I wonder how many of the mothers of our generation suffered from this convenient loss of appetite during wartime rationing?
Len and Joe have very clearly illustrated the attitudes within the families of the 1940s and we can compare it with ours of today.
I don't think think that feeding the family showed such clear lines of demarcation in my home as in the two households mentioned. But within our area and class I know that it was common practice. In a working class family father traditionally got the best --- and the lion's share of whatever food there was. After all he provided the wherewithall didn't he? Well that was the current climate of the time! So, yes, I can appreciate that in so many wartime homes father had a very different diet to the rest of the family --- as old habits die hard.

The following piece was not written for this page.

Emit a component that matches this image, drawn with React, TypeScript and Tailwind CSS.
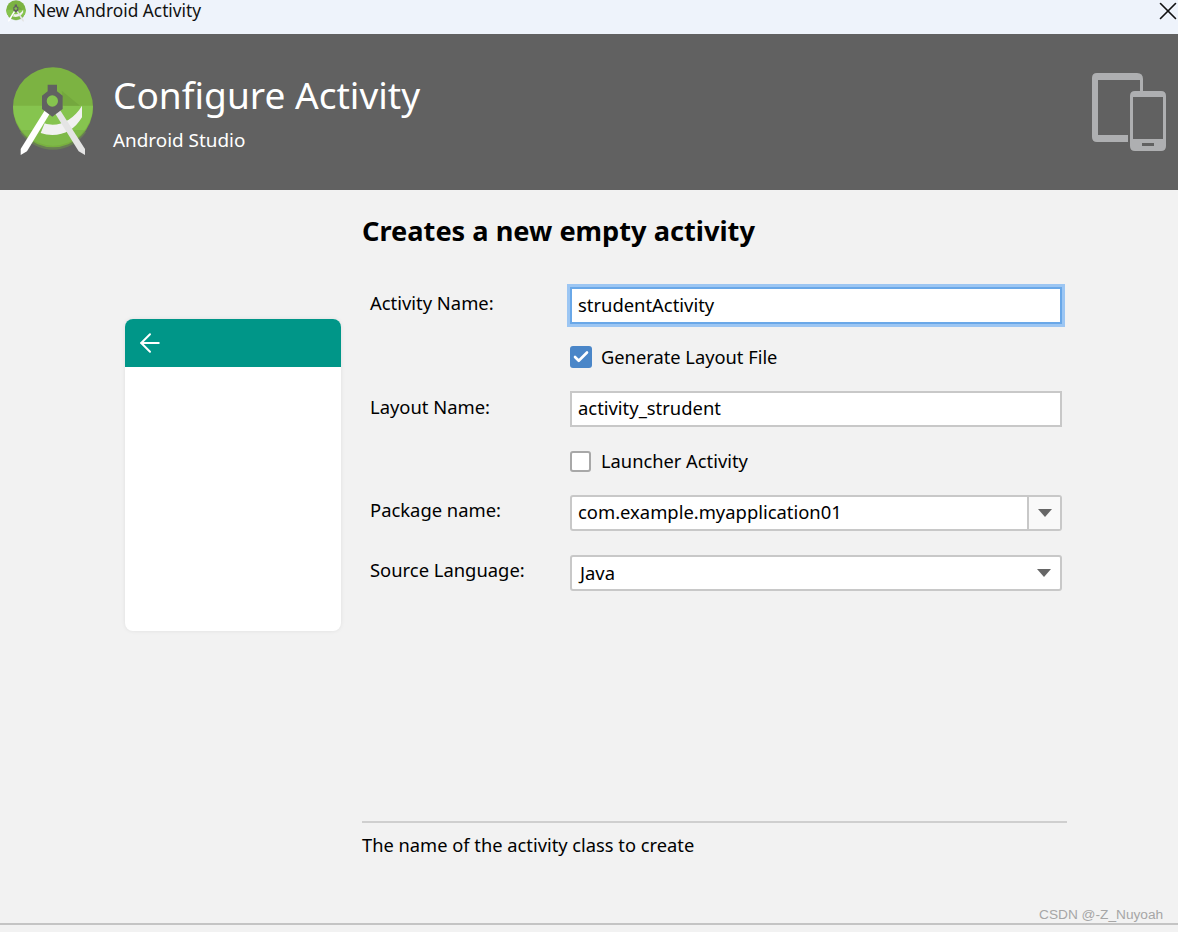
import { ArrowLeft, Check, X } from "lucide-react"

const font = "font-['Noto_Sans','Open_Sans',sans-serif]"

function Logo({ className }: { className: string }) {
  return (
    <svg viewBox="0 0 330 330" className={className}>
      <circle cx="159" cy="160" r="120" fill="#7cb342" />
      <path d="M39 155 H279 A120 120 0 0 1 39 155 Z" fill="#86c44f" />
      <path d="M185 110 L240 155 H190 Z" fill="#74a83e" />
      <path d="M60 235 A120 120 0 0 0 258 235 L250 228 H68 Z" fill="#74ab3f" opacity="0.4" />
      <path d="M246 155 V190 C225 225 195 243 157 243 C145 243 133 241 122 237 L134 208 C142 211 150 212 158 212 C190 212 225 190 246 155 Z" fill="#f1f1f1" />
      <path d="M62 285 L135 168 L150 178 L81 292 L62 303 Z" fill="#ffffff" />
      <path d="M255 285 L180 168 L165 178 L236 292 L255 303 Z" fill="#e4e4e4" />
      <path d="M143 92 H171 V112 L188 125 V165 L157 188 L126 165 V125 L143 112 Z" fill="#616161" />
      <circle cx="157" cy="141" r="17" fill="#86c44f" />
    </svg>
  )
}

function DeviceIcon() {
  return (
    <svg viewBox="0 0 78 80" className="h-20 w-[78px]">
      <path d="M7 1 H47 Q53 1 53 7 V19 H50 V8 H8 V63 H38 V70 H7 Q2 70 2 65 V6 Q2 1 7 1 Z" fill="#aeafb1" />
      <path fillRule="evenodd" d="M45 19 H71 Q76 19 76 24 V74 Q76 79 71 79 H45 Q40 79 40 74 V24 Q40 19 45 19 Z M43 25 V67 H73 V25 Z M52 71 V74 H64 V71 Z" fill="#aeafb1" />
    </svg>
  )
}

function Caret() {
  return <div className="h-0 w-0 border-x-[7px] border-t-[8px] border-x-transparent border-t-[#666666]" />
}

function TextRow({ label, value, focused }: { label: string; value: string; focused?: boolean }) {
  return (
    <div className="flex h-9 items-start">
      <div className="w-[208px] pl-2 pt-[4px] text-[18.4px] leading-6">{label}</div>
      <div
        className={
          focused
            ? "flex h-[37px] w-[492px] items-center border-2 border-[#6aa8e8] bg-white pb-[2px] pl-[6px] shadow-[0_0_0_3px_#9cc6f3]"
            : "flex h-9 w-[492px] items-center border-2 border-[#c8c8c8] bg-white pb-[2px] pl-[6px]"
        }
      >
        {value}
      </div>
    </div>
  )
}

function CheckRow({ label, checked }: { label: string; checked?: boolean }) {
  return (
    <div className="ml-[208px] flex h-[22px] items-center text-[18.3px]">
      {checked ? (
        <div className="mr-[9px] flex h-[22px] w-[22px] items-center justify-center rounded-[3px] bg-[#4a86c8]">
          <Check className="h-[18px] w-[18px] text-white" strokeWidth={3.5} />
        </div>
      ) : (
        <div className="mr-[10px] h-[21px] w-[21px] rounded-[3px] border-2 border-[#a8a8a8] bg-white" />
      )}
      <span className="leading-[22px]">{label}</span>
    </div>
  )
}

function SelectRow({ label, value, split }: { label: string; value: string; split?: boolean }) {
  return (
    <div className="flex h-9 items-start">
      <div className="w-[208px] pl-2 pt-[3px] text-[18.4px] leading-6">{label}</div>
      <div className="flex h-9 w-[492px] items-center rounded-[3px] border-2 border-[#c8c8c8] bg-white">
        <div className={split ? "flex-1 pb-[2px] pl-[6px]" : "flex-1 pl-2"}>{value}</div>
        {split ? (
          <div className="flex h-full w-[33px] items-center justify-center border-l-2 border-[#c8c8c8] bg-[#f9f9f9]">
            <Caret />
          </div>
        ) : (
          <div className="flex h-full w-[33px] items-center justify-center">
            <Caret />
          </div>
        )}
      </div>
    </div>
  )
}

export default function App() {
  return (
    <div className={`relative flex h-[932px] w-[1178px] flex-col overflow-hidden bg-[#f2f2f2] text-[18.4px] text-black ${font}`}>
      <div className="flex h-[34px] items-start justify-between bg-[#eef3fb]">
        <div className="flex items-center">
          <Logo className="-mt-[3px] ml-[3px] h-[27px] w-[27px]" />
          <span className="ml-[3px] -mt-[3px] text-[17.3px] leading-6 text-[#111111]">New Android Activity</span>
        </div>
        <X className="-mr-[5px] -mt-[4px] h-[30px] w-[30px] text-[#111111]" strokeWidth={1.3} />
      </div>

      <header className="flex h-[156px] items-start justify-between bg-[#616161] pr-[10px]">
        <div className="flex items-start">
          <Logo className="mt-[20px] h-[110px] w-[110px]" />
          <div className="ml-[3px] text-white">
            <div className="mt-[32px] text-[37.1px] leading-[58px]">Configure Activity</div>
            <div className="mt-[4px] text-[18.9px] leading-6">Android Studio</div>
          </div>
        </div>
        <div className="mt-[38px]">
          <DeviceIcon />
        </div>
      </header>

      <main className="flex h-[735px] border-b-2 border-[#c4c4c4]">
        <aside className="w-[362px] pl-[125px] pt-[129px]">
          <div className="h-[312px] w-[216px] overflow-hidden rounded-lg bg-white shadow-[0_0_4px_rgba(0,0,0,0.08)]">
            <div className="flex h-12 items-center bg-[#009688] pl-[10px]">
              <ArrowLeft className="h-[30px] w-[30px] text-white" strokeWidth={1.6} />
            </div>
          </div>
        </aside>

        <section className="flex w-[705px] flex-col">
          <h1 className="mt-[22px] text-[27.2px] font-bold leading-[38px]">Creates a new empty activity</h1>
          <div className="mt-[37px] flex w-[700px] flex-col">
            <TextRow label="Activity Name:" value="strudentActivity" focused />
            <div className="mt-[23px]">
              <CheckRow label="Generate Layout File" checked />
            </div>
            <div className="mt-[23px]">
              <TextRow label="Layout Name:" value="activity_strudent" />
            </div>
            <div className="mt-[23px]">
              <CheckRow label="Launcher Activity" />
            </div>
            <div className="mt-[23px]">
              <SelectRow label="Package name:" value="com.example.myapplication01" split />
            </div>
            <div className="mt-[24px]">
              <SelectRow label="Source Language:" value="Java" />
            </div>
          </div>
          <div className="mt-auto border-t-2 border-[#cfcfcf] pb-[66px] pt-[10px] text-[18.3px] leading-6">
            The name of the activity class to create
          </div>
        </section>
      </main>

      <div className="absolute left-[1039px] top-[906px] font-['Liberation_Sans',sans-serif] text-[13.7px] leading-[18px] text-[#a6a6a6]">
        CSDN @-Z_Nuyoah
      </div>
    </div>
  )
}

In our house the difference was less noticeable, as Dad would have been uncomfortable "hogging" our rations. But Mum, nevertheless, tended to get the things that he liked and of course our doled out portions were so very much smaller than his. Yes, Len, strangely our mothers did tend to have no appetite.
I wonder why?!!!!
And "FHB" was still in vogue until well after the war years. Actually I don't know when it died out as it just drifted quietly away. For the unenlightened it was a code, (Family Hold Back!), for the family to restrain themselves, and their appetites, until their guests were served --- especially when there wasn't much to go around.
I am still influenced by the latter, although my family no longer are. I suppose it is a hangover, with me, just as it is to automatically apologise when someone bumps into me or treads on my toes!!!
Seemingly my brainwashing was thorough --- and I am well programmed!
I suppose being the only one for 8 years and Dad growing most of our veg we did all right for food. However I remember in my prewar school days hearing about one house wife that made large roly poly suet puddings with meat one end for the man of the house and the rest for the kids served with jam.
I also remember hearing about another large family that the Mother boiled up the peelings passed on to her by a neighbour for the chickens, who used to peel her potatoes rather thickly, and gave them to the children. I believe you can buy skins now. What has changed.